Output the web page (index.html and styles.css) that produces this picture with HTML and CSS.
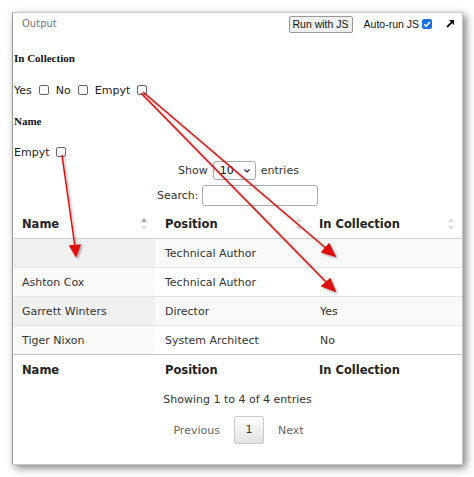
FILE: index.html
```html
<!DOCTYPE html>
<html>
<head>
<meta charset="utf-8">
<link rel="stylesheet" href="styles.css">
</head>
<body>
<div class="card">
  <div class="topbar">
    <span class="output-label">Output</span>
    <div class="top-actions">
      <button class="run-btn">Run with JS</button>
      <label class="autorun">Auto-run JS <span class="check-on"><svg width="10" height="10" viewBox="0 0 10 10"><path d="M2.2 5.2 L4.2 7.2 L7.9 2.9" fill="none" stroke="#fff" stroke-width="1.6"/></svg></span></label>
      <svg class="popout" width="9" height="9" viewBox="0 0 9 9"><path d="M1 8 L7 2" stroke="#111" stroke-width="1.8"/><path d="M3 1 H8 V6 Z" fill="#111"/></svg>
    </div>
  </div>
  <div class="filter-title t1">In Collection</div>
  <div class="filter-row r1">
    <span>Yes</span><input type="checkbox" class="cb">
    <span>No</span><input type="checkbox" class="cb">
    <span>Empyt</span><input type="checkbox" class="cb">
  </div>
  <div class="filter-title t2">Name</div>
  <div class="filter-row r2">
    <span>Empyt</span><input type="checkbox" class="cb">
  </div>
  <div class="length-row">
    <span>Show</span>
    <div class="select"><span>10</span><svg width="8" height="6" viewBox="0 0 8 6"><path d="M1.5 1.5 L4 4 L6.5 1.5" fill="none" stroke="#222" stroke-width="1.2"/></svg></div>
    <span>entries</span>
  </div>
  <div class="search-row">
    <span>Search:</span><input type="text" class="search-input">
  </div>
  <table class="data">
    <thead>
      <tr>
        <th class="c1"><span>Name</span><i class="sort asc"></i></th>
        <th class="c2"><span>Position</span><i class="sort"></i></th>
        <th class="c3"><span>In Collection</span><i class="sort"></i></th>
      </tr>
    </thead>
    <tbody>
      <tr class="odd"><td class="sorted"></td><td>Technical Author</td><td></td></tr>
      <tr class="even"><td class="sorted">Ashton Cox</td><td>Technical Author</td><td></td></tr>
      <tr class="odd"><td class="sorted">Garrett Winters</td><td>Director</td><td>Yes</td></tr>
      <tr class="even"><td class="sorted">Tiger Nixon</td><td>System Architect</td><td>No</td></tr>
    </tbody>
    <tfoot>
      <tr><th>Name</th><th>Position</th><th>In Collection</th></tr>
    </tfoot>
  </table>
  <div class="info">Showing 1 to 4 of 4 entries</div>
  <div class="paging">
    <span class="pg-link">Previous</span>
    <span class="pg-current">1</span>
    <span class="pg-link">Next</span>
  </div>
</div>
<svg class="annotations" width="474" height="477" viewBox="0 0 474 477">
  <defs>
    <filter id="sh" x="-20%" y="-20%" width="140%" height="140%">
      <feDropShadow dx="1.5" dy="1.5" stdDeviation="1" flood-color="#000" flood-opacity="0.35"/>
    </filter>
  </defs>
  <g filter="url(#sh)" stroke="#e01010" stroke-width="1.5" fill="#e01010">
    <line x1="143" y1="92" x2="328" y2="250"/>
    <polygon points="335,256 322,252 329,244"/>
    <line x1="141" y1="93" x2="328" y2="284"/>
    <polygon points="335,291 322,286 330,279"/>
    <line x1="62" y1="155" x2="75" y2="247"/>
    <polygon points="76,256 70,246 80,245"/>
  </g>
</svg>
</body>
</html>
```
FILE: styles.css
```css
* { box-sizing: border-box; }
html, body { margin: 0; padding: 0; background: #fff; }
body {
  width: 474px;
  height: 477px;
  overflow: hidden;
  font-family: "DejaVu Sans", Verdana, sans-serif;
  font-size: 11px;
  color: #333;
}
.card {
  margin: 12px 0 0 12px;
  width: 451px;
  height: 453px;
  border: 1px solid #c8c8c8;
  border-left-color: #9a9a9a;
  background: #fff;
  box-shadow: 3px 3px 8px rgba(0, 0, 0, 0.5);
}
.topbar {
  height: 21px;
  display: flex;
  align-items: center;
  justify-content: space-between;
  padding: 0 7px 0 9px;
}
.output-label { color: #777; font-size: 10px; }
.top-actions { display: flex; align-items: center; font-family: "Liberation Sans", Arial, sans-serif; font-size: 10.5px; color: #111; }
.run-btn {
  font-family: "Liberation Sans", Arial, sans-serif;
  font-size: 10.5px;
  color: #111;
  height: 17px;
  padding: 0 3px;
  border: 1px solid #999;
  border-radius: 2px;
  background: #efefef;
  margin-right: 11px;
  margin-top: 1px;
}
.autorun { display: flex; align-items: center; }
.check-on {
  display: inline-flex;
  width: 10px; height: 10px;
  margin-left: 3px;
  background: #1a6fe6;
  border-radius: 2px;
}
.popout { margin-left: 14px; }
.filter-title {
  font-family: "Liberation Serif", "Times New Roman", serif;
  font-weight: bold;
  font-size: 11px;
  color: #111;
  height: 20px;
  line-height: 20px;
  padding-left: 1px;
}
.t1 { margin-top: 14px; }
.t2 { margin-top: 11px; }
.filter-row {
  display: flex;
  align-items: center;
  height: 20px;
  padding-left: 1px;
  color: #222;
  margin-top: 12px;
}
.r2 { height: 18px; }
.cb {
  appearance: none;
  -webkit-appearance: none;
  width: 10px;
  height: 10px;
  margin: 0 7px 0 7px;
  border: 1px solid #666;
  border-radius: 2px;
  background: #fff;
}
.length-row {
  display: flex;
  align-items: center;
  justify-content: center;
  height: 19px;
  margin-left: 2px;
}
.select {
  display: flex;
  align-items: center;
  justify-content: space-between;
  width: 43px;
  height: 19px;
  margin: 0 5px 0 5px;
  padding: 0 4px 0 6px;
  border: 1px solid #aaa;
  border-radius: 3px;
  color: #111;
}
.search-row {
  display: flex;
  align-items: center;
  height: 21px;
  margin-top: 5px;
  padding-left: 144px;
}
.search-input {
  width: 116px;
  height: 21px;
  margin-left: 3px;
  border: 1px solid #aaa;
  border-radius: 3px;
}
.data {
  margin-top: 4px;
  width: 449px;
  border-collapse: collapse;
  table-layout: fixed;
  color: #333;
}
.data th, .data td { padding: 0 10px; text-align: left; }
.c1 { width: 142px; }
.c2 { width: 155px; }
.data thead th {
  position: relative;
  height: 28px;
  font-weight: bold;
  font-size: 11.5px;
  color: #222;
  border-bottom: 1px solid #cfcfcf;
  padding-left: 9px;
}
.data thead th.c2 { padding-left: 10px; }
.sort {
  position: absolute;
  right: 8px;
  top: 8px;
  width: 6px;
  height: 12px;
}
.sort::before, .sort::after {
  content: "";
  position: absolute;
  left: 0;
  border-left: 3px solid transparent;
  border-right: 3px solid transparent;
}
.sort::before { top: 0; border-bottom: 4px solid #ddd; }
.sort::after { bottom: 0; border-top: 4px solid #ddd; }
.sort.asc::before { border-bottom-color: #a8a8a8; }
.data tbody td {
  height: 29px;
  padding-top: 2px;
  border-top: 1px solid #e3e3e3;
}
.data tbody tr:first-child td { border-top: none; }
.data tbody td:first-child { padding-left: 9px; }
.odd td { background: #f9f9f9; }
.odd td.sorted { background: #f1f1f1; }
.even td { background: #fff; }
.even td.sorted { background: #fafafa; }
.data tfoot th {
  height: 31px;
  padding-top: 1px;
  font-weight: bold;
  font-size: 11.5px;
  color: #222;
  border-top: 1px solid #c4c4c4;
  padding-left: 9px;
}
.data tfoot th:nth-child(2) { padding-left: 10px; }
.info {
  text-align: center;
  height: 30px;
  line-height: 30px;
  color: #333;
}
.paging {
  display: flex;
  align-items: center;
  justify-content: center;
  margin-top: 1px;
  height: 28px;
  padding-left: 2px;
  color: #666;
}
.pg-link { padding: 0 7px; }
.pg-current {
  width: 30px;
  height: 28px;
  line-height: 26px;
  text-align: center;
  margin: 0 7px;
  color: #333;
  border: 1px solid #cacaca;
  border-radius: 2px;
  background: linear-gradient(#fff, #e2e2e2);
}
.annotations {
  position: absolute;
  left: 0;
  top: 0;
  pointer-events: none;
}
```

### EXERCISE GOAL
Pull out each line of the listing that holds the string "with".

### EXERCISE RESPONSE
Output the web page (index.html and styles.css) that produces this picture with HTML and CSS.
      <button class="run-btn">Run with JS</button>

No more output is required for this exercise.